Working data:
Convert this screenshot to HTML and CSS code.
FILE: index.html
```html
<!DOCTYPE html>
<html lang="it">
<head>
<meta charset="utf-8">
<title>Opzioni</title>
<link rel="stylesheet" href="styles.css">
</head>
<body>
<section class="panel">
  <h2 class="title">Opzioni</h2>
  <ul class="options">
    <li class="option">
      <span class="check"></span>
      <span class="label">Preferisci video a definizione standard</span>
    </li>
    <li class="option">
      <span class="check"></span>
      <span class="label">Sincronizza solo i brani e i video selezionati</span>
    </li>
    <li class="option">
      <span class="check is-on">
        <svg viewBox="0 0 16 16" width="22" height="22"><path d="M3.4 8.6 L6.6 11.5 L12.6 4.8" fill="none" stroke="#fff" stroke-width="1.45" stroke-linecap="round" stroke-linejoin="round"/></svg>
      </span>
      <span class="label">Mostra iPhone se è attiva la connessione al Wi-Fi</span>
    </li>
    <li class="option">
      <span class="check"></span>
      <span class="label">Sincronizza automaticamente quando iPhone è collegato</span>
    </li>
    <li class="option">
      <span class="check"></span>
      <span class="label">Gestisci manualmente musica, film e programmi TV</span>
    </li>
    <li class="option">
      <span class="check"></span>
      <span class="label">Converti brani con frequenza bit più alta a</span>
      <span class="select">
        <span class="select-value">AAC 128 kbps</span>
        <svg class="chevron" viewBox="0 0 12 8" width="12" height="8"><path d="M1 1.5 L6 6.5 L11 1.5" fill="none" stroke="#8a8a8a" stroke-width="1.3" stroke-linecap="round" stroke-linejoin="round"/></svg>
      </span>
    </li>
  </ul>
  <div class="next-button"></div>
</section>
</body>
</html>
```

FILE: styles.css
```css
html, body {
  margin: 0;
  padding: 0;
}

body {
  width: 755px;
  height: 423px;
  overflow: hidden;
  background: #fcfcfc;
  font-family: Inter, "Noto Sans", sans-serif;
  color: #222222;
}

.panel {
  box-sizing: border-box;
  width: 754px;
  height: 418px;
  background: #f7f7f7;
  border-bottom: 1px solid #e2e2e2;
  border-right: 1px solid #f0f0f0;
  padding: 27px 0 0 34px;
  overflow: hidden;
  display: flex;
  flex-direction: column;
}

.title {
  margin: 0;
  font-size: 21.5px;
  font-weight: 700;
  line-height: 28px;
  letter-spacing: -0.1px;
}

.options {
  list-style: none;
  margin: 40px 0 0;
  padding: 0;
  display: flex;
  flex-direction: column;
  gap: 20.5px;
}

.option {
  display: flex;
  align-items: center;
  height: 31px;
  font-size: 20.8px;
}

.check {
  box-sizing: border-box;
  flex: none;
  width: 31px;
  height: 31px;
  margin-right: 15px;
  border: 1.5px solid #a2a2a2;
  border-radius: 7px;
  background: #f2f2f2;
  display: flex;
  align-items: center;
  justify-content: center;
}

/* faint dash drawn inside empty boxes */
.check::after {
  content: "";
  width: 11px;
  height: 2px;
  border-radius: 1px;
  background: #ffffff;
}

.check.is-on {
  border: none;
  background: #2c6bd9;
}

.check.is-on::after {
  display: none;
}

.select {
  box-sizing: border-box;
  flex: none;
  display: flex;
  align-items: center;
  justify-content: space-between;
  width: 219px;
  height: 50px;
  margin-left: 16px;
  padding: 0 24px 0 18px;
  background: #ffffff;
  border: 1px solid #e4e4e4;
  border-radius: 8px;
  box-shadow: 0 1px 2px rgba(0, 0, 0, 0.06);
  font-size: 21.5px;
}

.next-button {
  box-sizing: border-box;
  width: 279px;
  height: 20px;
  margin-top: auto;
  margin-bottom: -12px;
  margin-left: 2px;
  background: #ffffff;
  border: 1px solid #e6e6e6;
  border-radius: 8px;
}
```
---
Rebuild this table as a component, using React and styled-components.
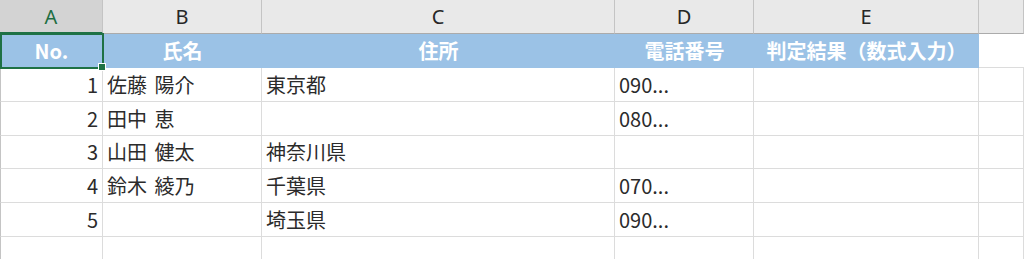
* * *
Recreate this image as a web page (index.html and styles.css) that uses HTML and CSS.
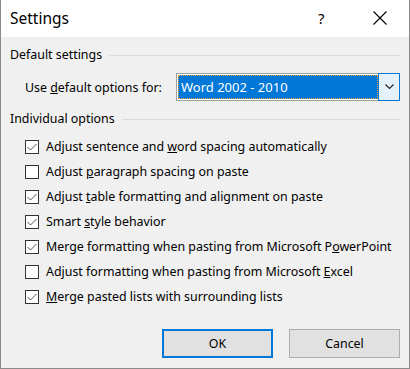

Required task: Look through the entries above and list every line containing "styles".

Answer to the problem:
<link rel="stylesheet" href="styles.css">
FILE: styles.css
Recreate this image as a web page (index.html and styles.css) that uses HTML and CSS.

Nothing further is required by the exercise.